Check the listing below line by line and report how many lines hold "Rebuild", with no other words.

> [DATA SHOWN]
━━━━━━━━━━━━━━━━
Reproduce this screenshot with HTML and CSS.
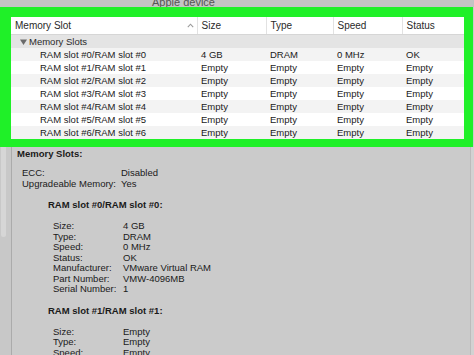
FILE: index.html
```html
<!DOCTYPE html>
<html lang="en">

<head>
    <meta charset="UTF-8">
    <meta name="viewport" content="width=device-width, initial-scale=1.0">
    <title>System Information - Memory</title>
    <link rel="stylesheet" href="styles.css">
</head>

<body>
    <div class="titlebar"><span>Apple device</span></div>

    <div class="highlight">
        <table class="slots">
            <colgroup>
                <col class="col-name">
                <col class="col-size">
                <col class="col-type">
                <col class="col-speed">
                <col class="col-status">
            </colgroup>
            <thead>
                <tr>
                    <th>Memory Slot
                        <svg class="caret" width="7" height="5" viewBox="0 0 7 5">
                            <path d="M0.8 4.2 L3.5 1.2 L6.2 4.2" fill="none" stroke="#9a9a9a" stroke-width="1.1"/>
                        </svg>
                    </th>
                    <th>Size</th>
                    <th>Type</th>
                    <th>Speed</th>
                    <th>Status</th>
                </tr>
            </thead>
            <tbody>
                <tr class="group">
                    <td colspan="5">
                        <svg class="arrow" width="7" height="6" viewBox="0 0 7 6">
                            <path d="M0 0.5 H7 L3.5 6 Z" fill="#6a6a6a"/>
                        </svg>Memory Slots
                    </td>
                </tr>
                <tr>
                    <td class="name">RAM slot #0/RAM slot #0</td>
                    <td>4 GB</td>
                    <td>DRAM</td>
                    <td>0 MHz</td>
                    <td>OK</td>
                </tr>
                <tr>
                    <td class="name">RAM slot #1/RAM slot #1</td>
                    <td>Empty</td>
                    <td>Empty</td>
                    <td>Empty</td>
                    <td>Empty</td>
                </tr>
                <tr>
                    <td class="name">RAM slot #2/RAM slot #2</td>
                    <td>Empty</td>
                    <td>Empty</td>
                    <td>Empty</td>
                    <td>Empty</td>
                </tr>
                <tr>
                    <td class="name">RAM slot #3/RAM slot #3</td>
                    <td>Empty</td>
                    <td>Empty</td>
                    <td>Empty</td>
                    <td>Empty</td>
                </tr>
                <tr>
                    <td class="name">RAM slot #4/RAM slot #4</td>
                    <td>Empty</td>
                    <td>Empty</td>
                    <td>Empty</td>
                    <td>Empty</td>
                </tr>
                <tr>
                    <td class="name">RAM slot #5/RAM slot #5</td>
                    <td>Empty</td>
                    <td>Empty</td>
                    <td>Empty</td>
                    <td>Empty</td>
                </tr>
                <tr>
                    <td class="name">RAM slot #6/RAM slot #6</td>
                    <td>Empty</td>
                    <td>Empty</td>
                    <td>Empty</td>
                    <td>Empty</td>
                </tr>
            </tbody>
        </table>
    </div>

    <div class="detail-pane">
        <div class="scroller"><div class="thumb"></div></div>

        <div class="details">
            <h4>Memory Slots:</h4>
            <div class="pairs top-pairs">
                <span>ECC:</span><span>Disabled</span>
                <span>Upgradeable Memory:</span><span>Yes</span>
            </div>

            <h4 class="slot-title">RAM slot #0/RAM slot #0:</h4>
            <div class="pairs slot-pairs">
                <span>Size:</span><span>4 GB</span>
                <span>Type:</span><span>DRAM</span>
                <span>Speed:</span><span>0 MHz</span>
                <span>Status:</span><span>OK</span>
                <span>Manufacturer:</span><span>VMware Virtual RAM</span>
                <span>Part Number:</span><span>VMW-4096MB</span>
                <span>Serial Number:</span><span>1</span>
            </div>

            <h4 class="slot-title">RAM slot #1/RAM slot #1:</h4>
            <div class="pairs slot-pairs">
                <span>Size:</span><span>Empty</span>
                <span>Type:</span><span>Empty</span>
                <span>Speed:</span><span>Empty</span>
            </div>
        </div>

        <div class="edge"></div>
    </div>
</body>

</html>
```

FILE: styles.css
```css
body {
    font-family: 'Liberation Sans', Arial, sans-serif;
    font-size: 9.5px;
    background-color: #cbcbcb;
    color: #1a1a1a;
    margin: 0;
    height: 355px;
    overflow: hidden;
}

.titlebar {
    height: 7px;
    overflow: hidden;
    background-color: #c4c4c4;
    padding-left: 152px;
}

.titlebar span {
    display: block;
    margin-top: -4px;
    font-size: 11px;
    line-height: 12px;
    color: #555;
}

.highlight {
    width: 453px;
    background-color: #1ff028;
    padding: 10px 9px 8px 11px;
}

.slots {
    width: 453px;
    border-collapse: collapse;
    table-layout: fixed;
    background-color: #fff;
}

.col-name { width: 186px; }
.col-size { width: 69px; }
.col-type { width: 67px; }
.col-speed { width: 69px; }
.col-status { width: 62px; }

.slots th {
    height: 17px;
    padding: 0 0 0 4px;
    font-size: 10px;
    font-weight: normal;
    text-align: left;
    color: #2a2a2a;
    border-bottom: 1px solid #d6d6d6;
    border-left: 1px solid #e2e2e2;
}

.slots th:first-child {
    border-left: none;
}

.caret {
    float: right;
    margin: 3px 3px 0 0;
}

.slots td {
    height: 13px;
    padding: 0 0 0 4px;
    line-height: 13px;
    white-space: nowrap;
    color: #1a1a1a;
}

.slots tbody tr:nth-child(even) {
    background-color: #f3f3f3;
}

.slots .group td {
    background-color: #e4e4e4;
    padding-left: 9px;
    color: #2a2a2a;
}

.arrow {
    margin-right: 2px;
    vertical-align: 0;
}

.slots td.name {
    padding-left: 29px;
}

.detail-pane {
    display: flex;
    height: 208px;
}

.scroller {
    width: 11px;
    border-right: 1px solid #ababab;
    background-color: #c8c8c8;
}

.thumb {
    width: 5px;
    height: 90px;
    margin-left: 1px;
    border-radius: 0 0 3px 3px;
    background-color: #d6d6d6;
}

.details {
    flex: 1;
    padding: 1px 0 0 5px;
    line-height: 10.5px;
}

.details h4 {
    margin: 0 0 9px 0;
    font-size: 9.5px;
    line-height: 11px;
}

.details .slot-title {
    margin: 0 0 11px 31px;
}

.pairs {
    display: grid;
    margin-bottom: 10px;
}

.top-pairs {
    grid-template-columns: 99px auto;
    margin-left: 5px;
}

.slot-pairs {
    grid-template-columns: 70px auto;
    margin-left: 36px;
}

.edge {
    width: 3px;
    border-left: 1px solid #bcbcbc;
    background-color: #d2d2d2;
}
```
━━━━━━━━━━━━━━━━
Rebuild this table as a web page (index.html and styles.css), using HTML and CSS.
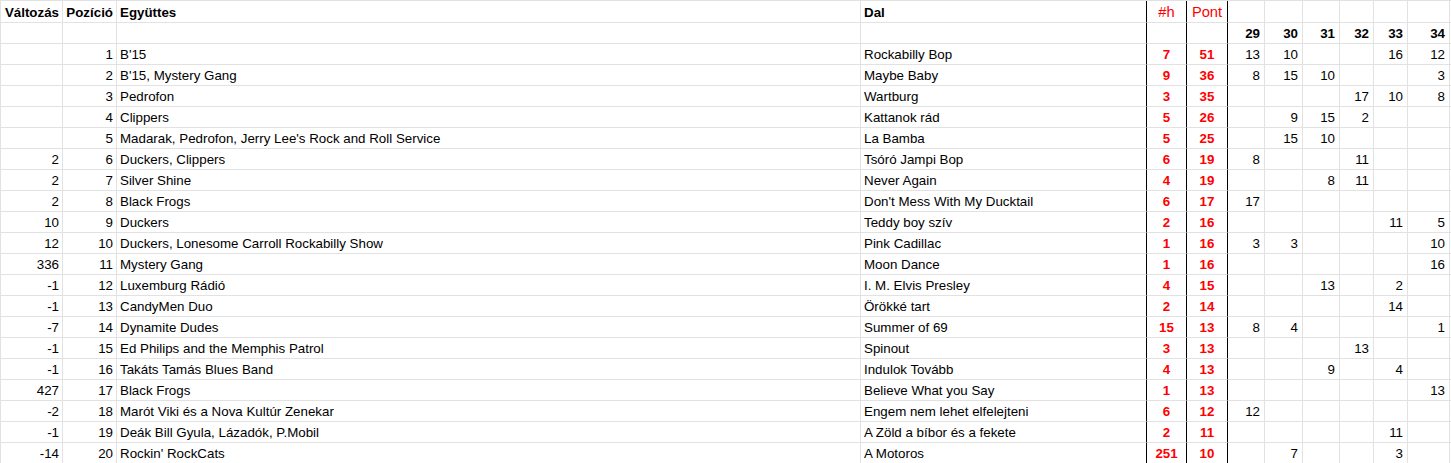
━━━━━━━━━━━━━━━━
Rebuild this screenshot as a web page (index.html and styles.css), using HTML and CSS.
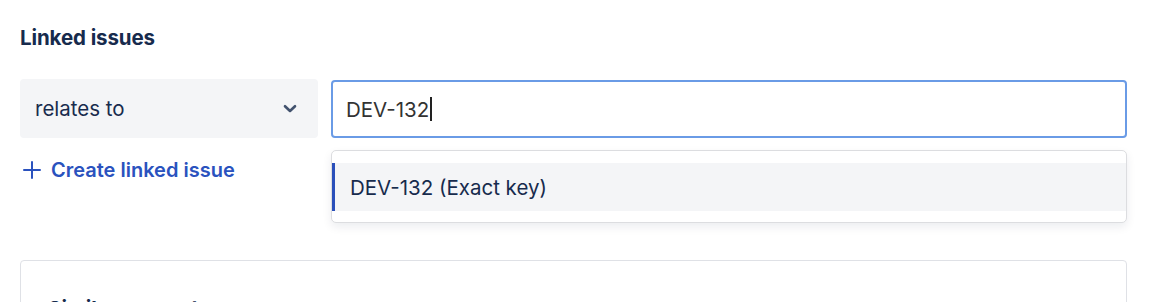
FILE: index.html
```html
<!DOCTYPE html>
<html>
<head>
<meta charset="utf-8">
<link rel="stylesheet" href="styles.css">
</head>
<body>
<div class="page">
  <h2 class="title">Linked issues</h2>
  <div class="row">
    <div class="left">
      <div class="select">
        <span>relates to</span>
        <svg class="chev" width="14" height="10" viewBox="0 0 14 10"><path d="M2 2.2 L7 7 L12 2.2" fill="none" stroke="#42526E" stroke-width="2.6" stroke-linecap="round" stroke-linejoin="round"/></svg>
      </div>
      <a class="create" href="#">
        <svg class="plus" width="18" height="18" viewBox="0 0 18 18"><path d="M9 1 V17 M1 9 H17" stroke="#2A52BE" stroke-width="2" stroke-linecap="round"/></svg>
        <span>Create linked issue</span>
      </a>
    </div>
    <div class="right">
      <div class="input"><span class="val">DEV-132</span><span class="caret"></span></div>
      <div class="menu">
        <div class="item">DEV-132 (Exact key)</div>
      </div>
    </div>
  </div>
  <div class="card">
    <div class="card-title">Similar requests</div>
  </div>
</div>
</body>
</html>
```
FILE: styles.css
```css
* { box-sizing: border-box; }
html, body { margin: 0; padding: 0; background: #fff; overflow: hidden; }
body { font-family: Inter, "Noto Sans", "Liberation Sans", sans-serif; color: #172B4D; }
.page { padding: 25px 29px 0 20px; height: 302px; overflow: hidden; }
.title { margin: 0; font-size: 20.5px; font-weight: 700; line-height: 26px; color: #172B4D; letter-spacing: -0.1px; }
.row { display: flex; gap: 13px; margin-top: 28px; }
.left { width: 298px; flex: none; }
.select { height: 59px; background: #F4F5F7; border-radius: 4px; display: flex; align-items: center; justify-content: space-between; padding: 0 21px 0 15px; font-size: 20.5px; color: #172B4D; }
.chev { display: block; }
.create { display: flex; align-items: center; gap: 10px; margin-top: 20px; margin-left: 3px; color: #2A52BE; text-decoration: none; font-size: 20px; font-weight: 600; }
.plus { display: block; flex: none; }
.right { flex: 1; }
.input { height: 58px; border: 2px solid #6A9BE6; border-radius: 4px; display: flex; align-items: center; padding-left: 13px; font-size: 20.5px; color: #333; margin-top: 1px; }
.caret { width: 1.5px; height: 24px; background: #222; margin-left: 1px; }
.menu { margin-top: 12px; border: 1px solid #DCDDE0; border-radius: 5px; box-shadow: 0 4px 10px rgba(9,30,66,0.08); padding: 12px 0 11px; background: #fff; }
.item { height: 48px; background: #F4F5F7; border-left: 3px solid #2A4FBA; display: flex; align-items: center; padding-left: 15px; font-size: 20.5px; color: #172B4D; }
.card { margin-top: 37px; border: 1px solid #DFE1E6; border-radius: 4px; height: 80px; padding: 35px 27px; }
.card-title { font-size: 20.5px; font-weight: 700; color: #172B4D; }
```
━━━━━━━━━━━━━━━━
> [FINISHED ANSWER] 2